Copy out all lines that carry the word "this".
## BEGIN Supplied records
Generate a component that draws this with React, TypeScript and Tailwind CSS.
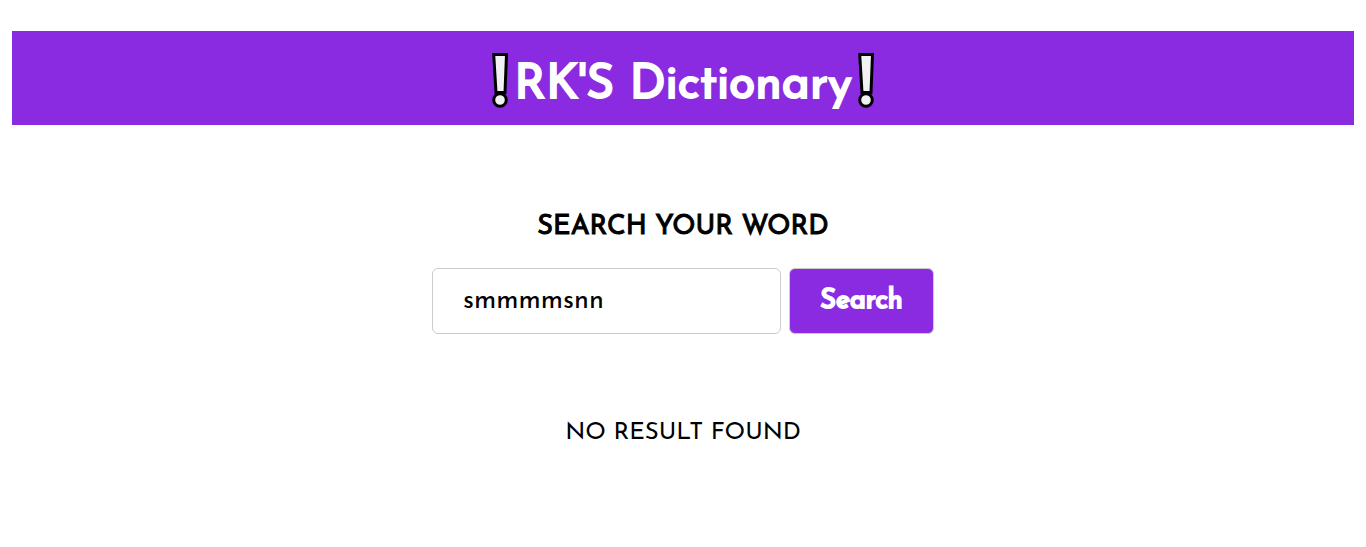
## END Supplied records
## BEGIN Supplied records
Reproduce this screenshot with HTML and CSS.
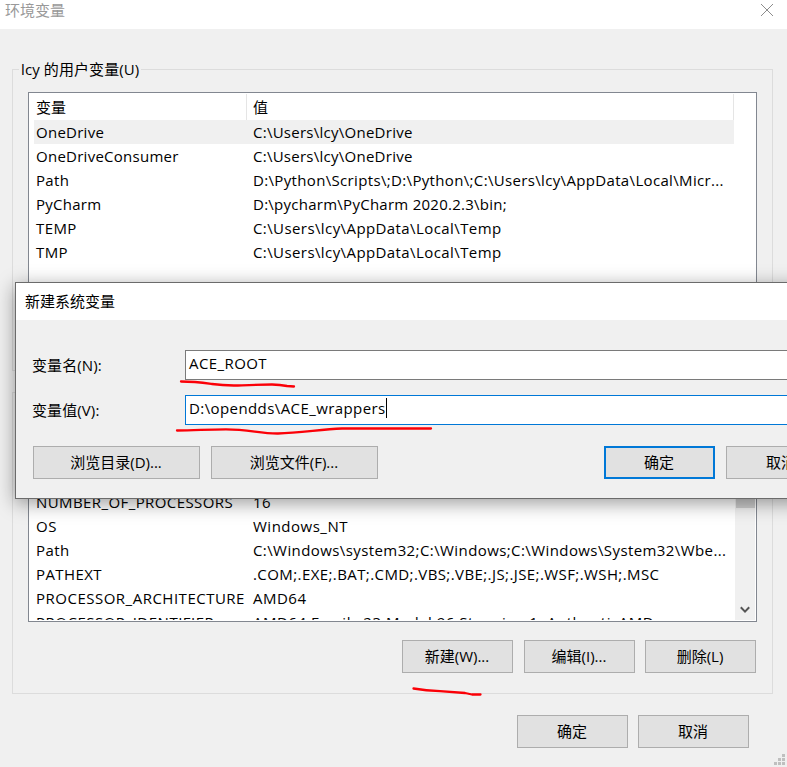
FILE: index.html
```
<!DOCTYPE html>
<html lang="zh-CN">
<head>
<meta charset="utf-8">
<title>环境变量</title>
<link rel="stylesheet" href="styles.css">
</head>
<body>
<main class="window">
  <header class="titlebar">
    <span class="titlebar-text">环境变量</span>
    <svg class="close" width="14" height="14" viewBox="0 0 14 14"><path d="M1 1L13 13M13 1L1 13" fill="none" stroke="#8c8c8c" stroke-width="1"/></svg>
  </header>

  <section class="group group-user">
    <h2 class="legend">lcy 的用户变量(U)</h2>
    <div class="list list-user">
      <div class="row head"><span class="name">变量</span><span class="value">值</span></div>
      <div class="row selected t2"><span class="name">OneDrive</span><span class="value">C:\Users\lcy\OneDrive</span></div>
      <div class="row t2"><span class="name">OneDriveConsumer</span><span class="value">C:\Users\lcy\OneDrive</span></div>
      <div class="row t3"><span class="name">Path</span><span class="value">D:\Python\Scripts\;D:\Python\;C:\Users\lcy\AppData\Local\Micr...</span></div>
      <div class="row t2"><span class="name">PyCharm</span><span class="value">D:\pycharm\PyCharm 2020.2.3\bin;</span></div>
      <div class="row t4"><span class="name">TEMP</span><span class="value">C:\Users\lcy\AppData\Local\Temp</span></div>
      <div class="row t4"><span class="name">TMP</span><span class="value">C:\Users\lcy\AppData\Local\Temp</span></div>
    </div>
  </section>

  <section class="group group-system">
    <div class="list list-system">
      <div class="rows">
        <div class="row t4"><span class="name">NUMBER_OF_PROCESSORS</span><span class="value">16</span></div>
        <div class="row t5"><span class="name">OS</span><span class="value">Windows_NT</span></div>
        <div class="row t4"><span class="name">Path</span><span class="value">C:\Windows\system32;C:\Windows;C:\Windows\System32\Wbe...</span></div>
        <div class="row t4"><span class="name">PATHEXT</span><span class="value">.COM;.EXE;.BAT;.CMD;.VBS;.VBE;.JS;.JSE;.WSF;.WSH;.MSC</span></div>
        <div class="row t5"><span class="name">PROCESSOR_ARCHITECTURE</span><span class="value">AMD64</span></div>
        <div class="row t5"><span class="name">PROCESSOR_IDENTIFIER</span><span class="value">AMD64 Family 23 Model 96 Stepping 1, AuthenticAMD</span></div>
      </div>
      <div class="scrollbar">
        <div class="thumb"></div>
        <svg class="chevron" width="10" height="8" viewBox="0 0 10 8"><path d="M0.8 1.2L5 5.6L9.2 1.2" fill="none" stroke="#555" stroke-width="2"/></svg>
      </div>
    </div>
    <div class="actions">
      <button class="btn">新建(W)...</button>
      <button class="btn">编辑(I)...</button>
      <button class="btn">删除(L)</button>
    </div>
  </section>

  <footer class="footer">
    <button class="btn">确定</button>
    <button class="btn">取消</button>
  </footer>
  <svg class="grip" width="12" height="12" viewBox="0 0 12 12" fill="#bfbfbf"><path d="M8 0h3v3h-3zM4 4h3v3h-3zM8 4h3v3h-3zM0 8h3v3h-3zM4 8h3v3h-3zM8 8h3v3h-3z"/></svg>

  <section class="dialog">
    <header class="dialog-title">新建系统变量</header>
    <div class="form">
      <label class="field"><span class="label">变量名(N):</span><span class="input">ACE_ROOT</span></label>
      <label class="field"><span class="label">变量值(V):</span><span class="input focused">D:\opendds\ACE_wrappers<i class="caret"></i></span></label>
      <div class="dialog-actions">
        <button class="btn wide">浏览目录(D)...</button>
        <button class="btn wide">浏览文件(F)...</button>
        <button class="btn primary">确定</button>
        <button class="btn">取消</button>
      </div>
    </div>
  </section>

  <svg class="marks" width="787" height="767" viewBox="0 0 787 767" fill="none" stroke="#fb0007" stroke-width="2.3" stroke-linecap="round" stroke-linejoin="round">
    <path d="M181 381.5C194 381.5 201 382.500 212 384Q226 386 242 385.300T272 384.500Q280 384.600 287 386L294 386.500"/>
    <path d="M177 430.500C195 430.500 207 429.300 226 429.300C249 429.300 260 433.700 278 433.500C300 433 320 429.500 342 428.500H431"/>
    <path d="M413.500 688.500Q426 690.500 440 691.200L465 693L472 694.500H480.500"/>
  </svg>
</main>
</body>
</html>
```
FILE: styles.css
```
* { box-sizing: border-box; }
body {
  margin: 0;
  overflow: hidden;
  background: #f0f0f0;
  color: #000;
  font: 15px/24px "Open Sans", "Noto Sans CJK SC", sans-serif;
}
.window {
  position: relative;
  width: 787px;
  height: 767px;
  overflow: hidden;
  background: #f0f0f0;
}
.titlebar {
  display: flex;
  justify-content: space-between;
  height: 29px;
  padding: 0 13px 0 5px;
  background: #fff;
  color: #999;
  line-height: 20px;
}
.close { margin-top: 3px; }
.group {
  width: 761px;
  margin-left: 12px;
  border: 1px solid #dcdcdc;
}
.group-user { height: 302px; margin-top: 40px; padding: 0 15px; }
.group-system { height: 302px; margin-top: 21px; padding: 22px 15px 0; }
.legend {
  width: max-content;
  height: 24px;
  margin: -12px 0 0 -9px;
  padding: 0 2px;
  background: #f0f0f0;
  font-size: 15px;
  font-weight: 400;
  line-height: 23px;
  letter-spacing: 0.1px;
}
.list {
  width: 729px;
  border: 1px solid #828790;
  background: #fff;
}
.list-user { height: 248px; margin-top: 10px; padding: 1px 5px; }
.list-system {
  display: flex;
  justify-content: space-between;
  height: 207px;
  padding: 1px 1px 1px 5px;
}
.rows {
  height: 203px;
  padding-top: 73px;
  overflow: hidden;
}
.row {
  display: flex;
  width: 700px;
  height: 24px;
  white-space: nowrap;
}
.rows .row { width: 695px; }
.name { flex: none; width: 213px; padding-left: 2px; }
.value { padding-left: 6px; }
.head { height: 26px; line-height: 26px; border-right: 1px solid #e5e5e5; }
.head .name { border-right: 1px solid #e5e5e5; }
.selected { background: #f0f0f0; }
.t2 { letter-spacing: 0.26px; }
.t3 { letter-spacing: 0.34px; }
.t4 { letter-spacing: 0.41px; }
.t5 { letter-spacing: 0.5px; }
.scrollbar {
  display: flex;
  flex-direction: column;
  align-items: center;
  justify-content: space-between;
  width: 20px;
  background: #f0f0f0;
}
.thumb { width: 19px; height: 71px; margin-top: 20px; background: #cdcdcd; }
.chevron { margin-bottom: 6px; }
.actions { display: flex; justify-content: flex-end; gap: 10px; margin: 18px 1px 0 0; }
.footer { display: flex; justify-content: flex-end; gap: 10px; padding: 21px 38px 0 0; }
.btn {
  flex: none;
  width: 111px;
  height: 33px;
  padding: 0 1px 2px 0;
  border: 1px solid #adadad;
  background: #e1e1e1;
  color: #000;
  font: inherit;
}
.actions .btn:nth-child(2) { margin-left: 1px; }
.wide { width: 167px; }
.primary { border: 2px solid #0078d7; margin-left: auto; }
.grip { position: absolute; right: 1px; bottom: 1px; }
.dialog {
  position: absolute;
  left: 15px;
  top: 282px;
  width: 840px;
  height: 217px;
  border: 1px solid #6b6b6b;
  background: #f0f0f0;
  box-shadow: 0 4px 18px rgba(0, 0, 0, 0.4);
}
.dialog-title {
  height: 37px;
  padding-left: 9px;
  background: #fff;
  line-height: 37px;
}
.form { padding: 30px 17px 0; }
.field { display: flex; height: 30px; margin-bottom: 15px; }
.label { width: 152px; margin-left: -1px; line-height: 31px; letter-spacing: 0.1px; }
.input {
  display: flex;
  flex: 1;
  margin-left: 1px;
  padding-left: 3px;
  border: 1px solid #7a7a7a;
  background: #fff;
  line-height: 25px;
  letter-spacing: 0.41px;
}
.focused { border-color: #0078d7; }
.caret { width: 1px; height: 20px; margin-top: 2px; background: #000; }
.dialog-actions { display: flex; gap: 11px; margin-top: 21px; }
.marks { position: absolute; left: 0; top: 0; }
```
## END Supplied records
- Exercise output
Generate a component that draws this with React, TypeScript and Tailwind CSS.
Reproduce this screenshot with HTML and CSS.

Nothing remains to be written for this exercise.